According to its latest Pesticide Data Program annual summary, the U.S. Department of Agriculture (USDA) feels that “U.S. food does not pose a safety concern based upon pesticide residues.”
The USDA bases this off of the assertion that 99 percent of products sampled “through PDP had residues below the EPA tolerances.” Then, as reported via Food Safety News, there were some violations noted: “Residues above the tolerance levels were detected in 0.53 percent of the samples. In analyzing the data, the Environmental Working Group (EWG) noted that there were 63 tolerance violations, which included methamidiphos and acephate residues on 24 samples of cherry tomatoes and 32 samples of snap peas.”
Even with these violations in mind, the EPA asserts “the extremely low levels of those residues are not a food safety risk, and the presence of such residues does not pose a safety concern.”
Our thoughts? Exactly summed up by EWG Senior Analyst, Sonya Lunder: “It’s true that most samples meet legal limits every year, but legal doesn’t always mean safe.” She notes how these levels may be set more for adults than children. She also notes problems in the limits overall: “Some liken pesticide tolerances to a 500-mph speed limit,” Lunder said via Food Safety News. “It is too easy to comply and does not guarantee anyone’s safety.”

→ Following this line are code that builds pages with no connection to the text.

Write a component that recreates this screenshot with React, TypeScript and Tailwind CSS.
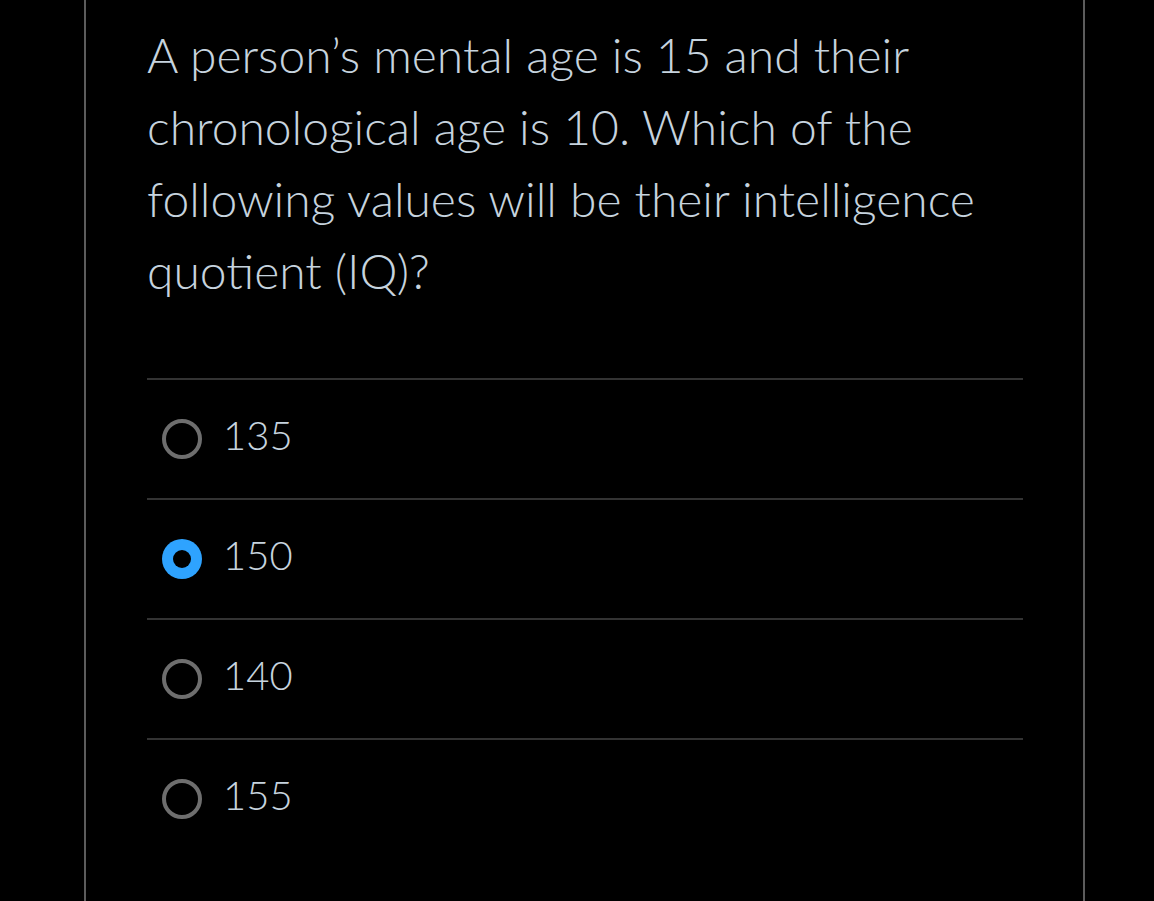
import React from 'react';

const options = [
  { value: '135', selected: false },
  { value: '150', selected: true },
  { value: '140', selected: false },
  { value: '155', selected: false },
];

function Radio({ selected }: { selected: boolean }) {
  if (selected) {
    return (
      <span className="flex h-[40px] w-[40px] shrink-0 items-center justify-center rounded-full bg-[#2ea3ff]">
        <span className="h-[18px] w-[18px] rounded-full bg-black" />
      </span>
    );
  }
  return <span className="h-[40px] w-[40px] shrink-0 rounded-full border-[4px] border-[#6e6e6e]" />;
}

export default function App() {
  return (
    <div className="min-h-[901px] w-full bg-black" style={{ fontFamily: '"Lato Light", Lato, "Open Sans", sans-serif' }}>
      <div className="ml-[84px] min-h-[901px] w-[1001px] border-x-2 border-[#5c5c5c] pl-[61px] pr-[60px] pt-[19px]">
        <p className="text-[48px] font-light leading-[72px] text-[#c6d3de]">
          A person’s mental age is 15 and their chronological age is 10. Which of the following values will be their
          intelligence quotient (IQ)?
        </p>

        <div className="mt-[71px]">
          {options.map((o, i) => (
            <div key={o.value} className={i < options.length - 1 ? 'border-b-2 border-[#333333]' : ''}>
              {i === 0 && <div className="h-[2px] bg-[#333333]" />}
              <div className="flex h-[118px] items-center gap-[21px] pl-[15px]">
                <Radio selected={o.selected} />
                <span className="pb-[8px] text-[40px] font-light leading-none text-[#c6d3de]">{o.value}</span>
              </div>
            </div>
          ))}
        </div>
      </div>
    </div>
  );
}
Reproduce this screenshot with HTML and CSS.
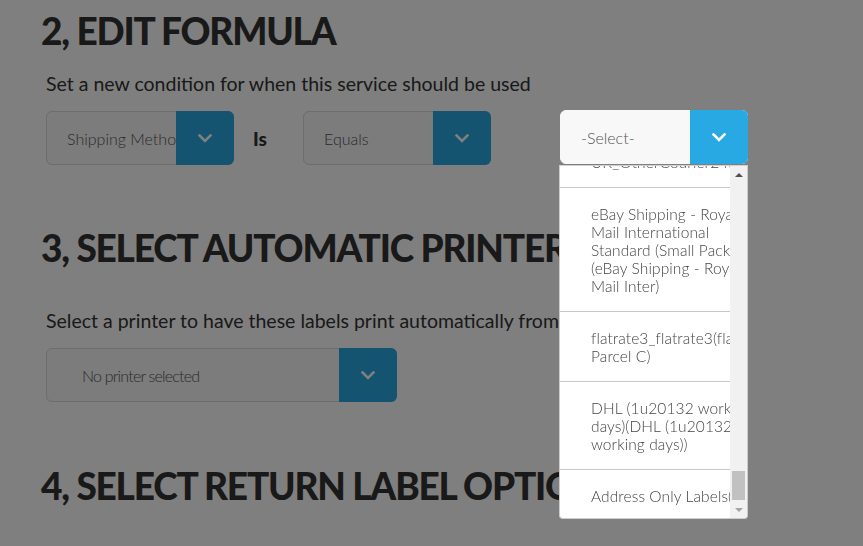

As Lunder states, the limits for these foods are determined safe by a regulatory agency — it’s not like these levels are disclosed on the foods you pick up at the supermarket, which would give you more of choice as to whether you want to eat a cherry tomato laden with some chemical. And the fact is, even when you wash produce, the chemicals applied during the growing process can often still remain, even if at small amounts.
For me, it’s not occasional exposures that are worrisome: it’s the cumulative impact of eating foods with small amounts time and time again. The easy answers? Scrutinize these reports by the USDA and decide if buying organic (or perhaps growing your own) might be the better option, even if the regulatory agencies are telling you “don’t worry, you’ll be fine if you eat this.”